What is expected: Give back the full listing, character for character, with no pictures.

[BEGIN Dataset excerpts]

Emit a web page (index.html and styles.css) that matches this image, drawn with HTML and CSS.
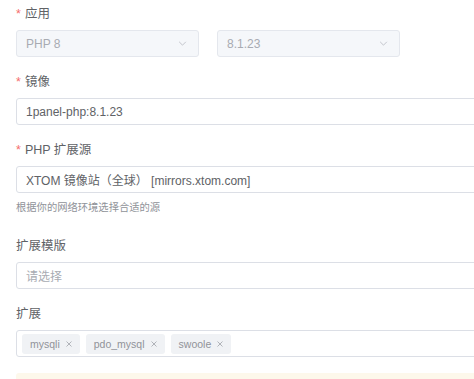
FILE: index.html
```html
<!DOCTYPE html>
<html lang="zh-CN">
<head>
    <meta charset="UTF-8">
    <meta name="viewport" content="width=device-width, initial-scale=1.0">
    <title>PHP 运行环境</title>
    <link rel="stylesheet" href="styles.css">
</head>
<body>
    <form class="runtime-form">
        <div class="form-item">
            <label class="form-label required">应用</label>
            <div class="select-row">
                <div class="select is-disabled">
                    <span>PHP 8</span>
                    <svg class="arrow" viewBox="0 0 10 6" width="9" height="5"><path d="M1 1l4 4 4-4" fill="none" stroke="currentColor" stroke-width="1"/></svg>
                </div>
                <div class="select is-disabled">
                    <span>8.1.23</span>
                    <svg class="arrow" viewBox="0 0 10 6" width="9" height="5"><path d="M1 1l4 4 4-4" fill="none" stroke="currentColor" stroke-width="1"/></svg>
                </div>
            </div>
        </div>

        <div class="form-item">
            <label class="form-label required">镜像</label>
            <div class="input">1panel-php:8.1.23</div>
        </div>

        <div class="form-item">
            <label class="form-label required">PHP 扩展源</label>
            <div class="input">XTOM 镜像站（全球） [mirrors.xtom.com]</div>
            <span class="input-help">根据你的网络环境选择合适的源</span>
        </div>

        <div class="form-item">
            <label class="form-label">扩展模版</label>
            <div class="input placeholder">请选择</div>
        </div>

        <div class="form-item">
            <label class="form-label">扩展</label>
            <div class="input tags-input">
                <span class="tag">mysqli <svg class="tag-close" viewBox="0 0 6 6" width="6" height="6"><path d="M0.5 0.5l5 5M5.5 0.5l-5 5" stroke="currentColor" stroke-width="0.9"/></svg></span>
                <span class="tag">pdo_mysql <svg class="tag-close" viewBox="0 0 6 6" width="6" height="6"><path d="M0.5 0.5l5 5M5.5 0.5l-5 5" stroke="currentColor" stroke-width="0.9"/></svg></span>
                <span class="tag">swoole <svg class="tag-close" viewBox="0 0 6 6" width="6" height="6"><path d="M0.5 0.5l5 5M5.5 0.5l-5 5" stroke="currentColor" stroke-width="0.9"/></svg></span>
            </div>
        </div>

        <div class="alert-warning"></div>
    </form>
</body>
</html>
```

FILE: styles.css
```css
body {
    margin: 0;
    overflow: hidden;
    font-family: "Liberation Sans", "Noto Sans CJK SC", sans-serif;
    color: #606266;
    background: #fff;
}
.runtime-form {
    width: 520px;
    padding: 5px 0 0 16px;
}
.form-item {
    margin-bottom: 16px;
}
.form-label {
    display: block;
    font-size: 12.5px;
    line-height: 18px;
    margin-bottom: 7px;
    color: #606266;
}
.form-label.required::before {
    content: "*";
    color: #f56c6c;
    margin-right: 4px;
}
.select-row {
    display: flex;
    gap: 18px;
}
.select,
.input {
    box-sizing: border-box;
    height: 27px;
    border: 1px solid #dcdfe6;
    border-radius: 3px;
    padding: 0 11px 0 9px;
    display: flex;
    align-items: center;
    font-size: 12px;
    color: #606266;
}
.select {
    width: 183px;
    justify-content: space-between;
}
.select.is-disabled {
    background: #f5f7fa;
    border-color: #e4e7ed;
    color: #a8abb2;
}
.arrow {
    color: #b8bbc2;
}
.input.placeholder {
    color: #a8abb2;
}
.input-help {
    display: block;
    margin-top: 8px;
    margin-bottom: 23px;
    font-size: 10.3px;
    line-height: 13px;
    color: #909399;
}
.tags-input {
    padding-left: 5px;
    gap: 6px;
}
.tag {
    display: inline-flex;
    align-items: center;
    height: 20px;
    padding: 0 8px;
    gap: 6px;
    border-radius: 3px;
    background: #f0f2f5;
    color: #909399;
    font-size: 10.5px;
}
.tag-close {
    color: #a8abb2;
}
.alert-warning {
    height: 30px;
    background: #fdf8eb;
    border-radius: 3px;
}
```
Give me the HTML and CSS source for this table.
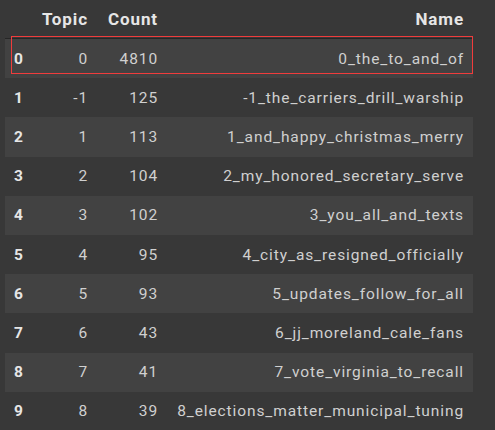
FILE: index.html
```html
<!DOCTYPE html>
<html>
<head>
<meta charset="utf-8">
<link rel="stylesheet" href="styles.css">
</head>
<body>
<div class="frame">
  <div class="row head">
    <div class="c idx"></div>
    <div class="c num">Topic</div>
    <div class="c num">Count</div>
    <div class="c name">Name</div>
  </div>
  <div class="row alt"><div class="c idx">0</div><div class="c num">0</div><div class="c num">4810</div><div class="c name">0_the_to_and_of</div></div>
  <div class="row"><div class="c idx">1</div><div class="c num">-1</div><div class="c num">125</div><div class="c name">-1_the_carriers_drill_warship</div></div>
  <div class="row alt"><div class="c idx">2</div><div class="c num">1</div><div class="c num">113</div><div class="c name">1_and_happy_christmas_merry</div></div>
  <div class="row"><div class="c idx">3</div><div class="c num">2</div><div class="c num">104</div><div class="c name">2_my_honored_secretary_serve</div></div>
  <div class="row alt"><div class="c idx">4</div><div class="c num">3</div><div class="c num">102</div><div class="c name">3_you_all_and_texts</div></div>
  <div class="row"><div class="c idx">5</div><div class="c num">4</div><div class="c num">95</div><div class="c name">4_city_as_resigned_officially</div></div>
  <div class="row alt"><div class="c idx">6</div><div class="c num">5</div><div class="c num">93</div><div class="c name">5_updates_follow_for_all</div></div>
  <div class="row"><div class="c idx">7</div><div class="c num">6</div><div class="c num">43</div><div class="c name">6_jj_moreland_cale_fans</div></div>
  <div class="row alt"><div class="c idx">8</div><div class="c num">7</div><div class="c num">41</div><div class="c name">7_vote_virginia_to_recall</div></div>
  <div class="row"><div class="c idx">9</div><div class="c num">8</div><div class="c num">39</div><div class="c name">8_elections_matter_municipal_tuning</div></div>
  <div class="mark"></div>
</div>
</body>
</html>
```
FILE: styles.css
```css
html, body {
  margin: 0;
  background: #383838;
}
body {
  padding-left: 5px;
  font-family: Roboto, "Noto Sans", sans-serif;
  font-size: 15.5px;
  letter-spacing: 0.9px;
  color: #d0d0d0;
}
.frame {
  position: relative;
  width: 468px;
}
.row {
  display: grid;
  grid-template-columns: 35px 56px 70px 1fr;
  height: 39.2px;
  align-items: center;
}
.row.head {
  height: 38px;
  border-bottom: 1px solid #262626;
  font-weight: 700;
  font-size: 17px;
  color: #e6e6e6;
}
.row.alt {
  background: #424242;
}
.c {
  padding-right: 8px;
  white-space: nowrap;
}
.idx {
  padding-left: 9px;
  font-weight: 700;
  color: #e6e6e6;
}
.num, .name {
  text-align: right;
}
.name {
  padding-right: 9px;
}
.mark {
  position: absolute;
  left: 6px;
  top: 36px;
  width: 460px;
  height: 36px;
  border: 1.5px solid #f03c3c;
}
```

[END Dataset excerpts]

Task result:
Emit a web page (index.html and styles.css) that matches this image, drawn with HTML and CSS.
FILE: index.html
```html
<!DOCTYPE html>
<html lang="zh-CN">
<head>
    <meta charset="UTF-8">
    <meta name="viewport" content="width=device-width, initial-scale=1.0">
    <title>PHP 运行环境</title>
    <link rel="stylesheet" href="styles.css">
</head>
<body>
    <form class="runtime-form">
        <div class="form-item">
            <label class="form-label required">应用</label>
            <div class="select-row">
                <div class="select is-disabled">
                    <span>PHP 8</span>
                    <svg class="arrow" viewBox="0 0 10 6" width="9" height="5"><path d="M1 1l4 4 4-4" fill="none" stroke="currentColor" stroke-width="1"/></svg>
                </div>
                <div class="select is-disabled">
                    <span>8.1.23</span>
                    <svg class="arrow" viewBox="0 0 10 6" width="9" height="5"><path d="M1 1l4 4 4-4" fill="none" stroke="currentColor" stroke-width="1"/></svg>
                </div>
            </div>
        </div>

        <div class="form-item">
            <label class="form-label required">镜像</label>
            <div class="input">1panel-php:8.1.23</div>
        </div>

        <div class="form-item">
            <label class="form-label required">PHP 扩展源</label>
            <div class="input">XTOM 镜像站（全球） [mirrors.xtom.com]</div>
            <span class="input-help">根据你的网络环境选择合适的源</span>
        </div>

        <div class="form-item">
            <label class="form-label">扩展模版</label>
            <div class="input placeholder">请选择</div>
        </div>

        <div class="form-item">
            <label class="form-label">扩展</label>
            <div class="input tags-input">
                <span class="tag">mysqli <svg class="tag-close" viewBox="0 0 6 6" width="6" height="6"><path d="M0.5 0.5l5 5M5.5 0.5l-5 5" stroke="currentColor" stroke-width="0.9"/></svg></span>
                <span class="tag">pdo_mysql <svg class="tag-close" viewBox="0 0 6 6" width="6" height="6"><path d="M0.5 0.5l5 5M5.5 0.5l-5 5" stroke="currentColor" stroke-width="0.9"/></svg></span>
                <span class="tag">swoole <svg class="tag-close" viewBox="0 0 6 6" width="6" height="6"><path d="M0.5 0.5l5 5M5.5 0.5l-5 5" stroke="currentColor" stroke-width="0.9"/></svg></span>
            </div>
        </div>

        <div class="alert-warning"></div>
    </form>
</body>
</html>
```

FILE: styles.css
```css
body {
    margin: 0;
    overflow: hidden;
    font-family: "Liberation Sans", "Noto Sans CJK SC", sans-serif;
    color: #606266;
    background: #fff;
}
.runtime-form {
    width: 520px;
    padding: 5px 0 0 16px;
}
.form-item {
    margin-bottom: 16px;
}
.form-label {
    display: block;
    font-size: 12.5px;
    line-height: 18px;
    margin-bottom: 7px;
    color: #606266;
}
.form-label.required::before {
    content: "*";
    color: #f56c6c;
    margin-right: 4px;
}
.select-row {
    display: flex;
    gap: 18px;
}
.select,
.input {
    box-sizing: border-box;
    height: 27px;
    border: 1px solid #dcdfe6;
    border-radius: 3px;
    padding: 0 11px 0 9px;
    display: flex;
    align-items: center;
    font-size: 12px;
    color: #606266;
}
.select {
    width: 183px;
    justify-content: space-between;
}
.select.is-disabled {
    background: #f5f7fa;
    border-color: #e4e7ed;
    color: #a8abb2;
}
.arrow {
    color: #b8bbc2;
}
.input.placeholder {
    color: #a8abb2;
}
.input-help {
    display: block;
    margin-top: 8px;
    margin-bottom: 23px;
    font-size: 10.3px;
    line-height: 13px;
    color: #909399;
}
.tags-input {
    padding-left: 5px;
    gap: 6px;
}
.tag {
    display: inline-flex;
    align-items: center;
    height: 20px;
    padding: 0 8px;
    gap: 6px;
    border-radius: 3px;
    background: #f0f2f5;
    color: #909399;
    font-size: 10.5px;
}
.tag-close {
    color: #a8abb2;
}
.alert-warning {
    height: 30px;
    background: #fdf8eb;
    border-radius: 3px;
}
```
Give me the HTML and CSS source for this table.
FILE: index.html
```html
<!DOCTYPE html>
<html>
<head>
<meta charset="utf-8">
<link rel="stylesheet" href="styles.css">
</head>
<body>
<div class="frame">
  <div class="row head">
    <div class="c idx"></div>
    <div class="c num">Topic</div>
    <div class="c num">Count</div>
    <div class="c name">Name</div>
  </div>
  <div class="row alt"><div class="c idx">0</div><div class="c num">0</div><div class="c num">4810</div><div class="c name">0_the_to_and_of</div></div>
  <div class="row"><div class="c idx">1</div><div class="c num">-1</div><div class="c num">125</div><div class="c name">-1_the_carriers_drill_warship</div></div>
  <div class="row alt"><div class="c idx">2</div><div class="c num">1</div><div class="c num">113</div><div class="c name">1_and_happy_christmas_merry</div></div>
  <div class="row"><div class="c idx">3</div><div class="c num">2</div><div class="c num">104</div><div class="c name">2_my_honored_secretary_serve</div></div>
  <div class="row alt"><div class="c idx">4</div><div class="c num">3</div><div class="c num">102</div><div class="c name">3_you_all_and_texts</div></div>
  <div class="row"><div class="c idx">5</div><div class="c num">4</div><div class="c num">95</div><div class="c name">4_city_as_resigned_officially</div></div>
  <div class="row alt"><div class="c idx">6</div><div class="c num">5</div><div class="c num">93</div><div class="c name">5_updates_follow_for_all</div></div>
  <div class="row"><div class="c idx">7</div><div class="c num">6</div><div class="c num">43</div><div class="c name">6_jj_moreland_cale_fans</div></div>
  <div class="row alt"><div class="c idx">8</div><div class="c num">7</div><div class="c num">41</div><div class="c name">7_vote_virginia_to_recall</div></div>
  <div class="row"><div class="c idx">9</div><div class="c num">8</div><div class="c num">39</div><div class="c name">8_elections_matter_municipal_tuning</div></div>
  <div class="mark"></div>
</div>
</body>
</html>
```
FILE: styles.css
```css
html, body {
  margin: 0;
  background: #383838;
}
body {
  padding-left: 5px;
  font-family: Roboto, "Noto Sans", sans-serif;
  font-size: 15.5px;
  letter-spacing: 0.9px;
  color: #d0d0d0;
}
.frame {
  position: relative;
  width: 468px;
}
.row {
  display: grid;
  grid-template-columns: 35px 56px 70px 1fr;
  height: 39.2px;
  align-items: center;
}
.row.head {
  height: 38px;
  border-bottom: 1px solid #262626;
  font-weight: 700;
  font-size: 17px;
  color: #e6e6e6;
}
.row.alt {
  background: #424242;
}
.c {
  padding-right: 8px;
  white-space: nowrap;
}
.idx {
  padding-left: 9px;
  font-weight: 700;
  color: #e6e6e6;
}
.num, .name {
  text-align: right;
}
.name {
  padding-right: 9px;
}
.mark {
  position: absolute;
  left: 6px;
  top: 36px;
  width: 460px;
  height: 36px;
  border: 1.5px solid #f03c3c;
}
```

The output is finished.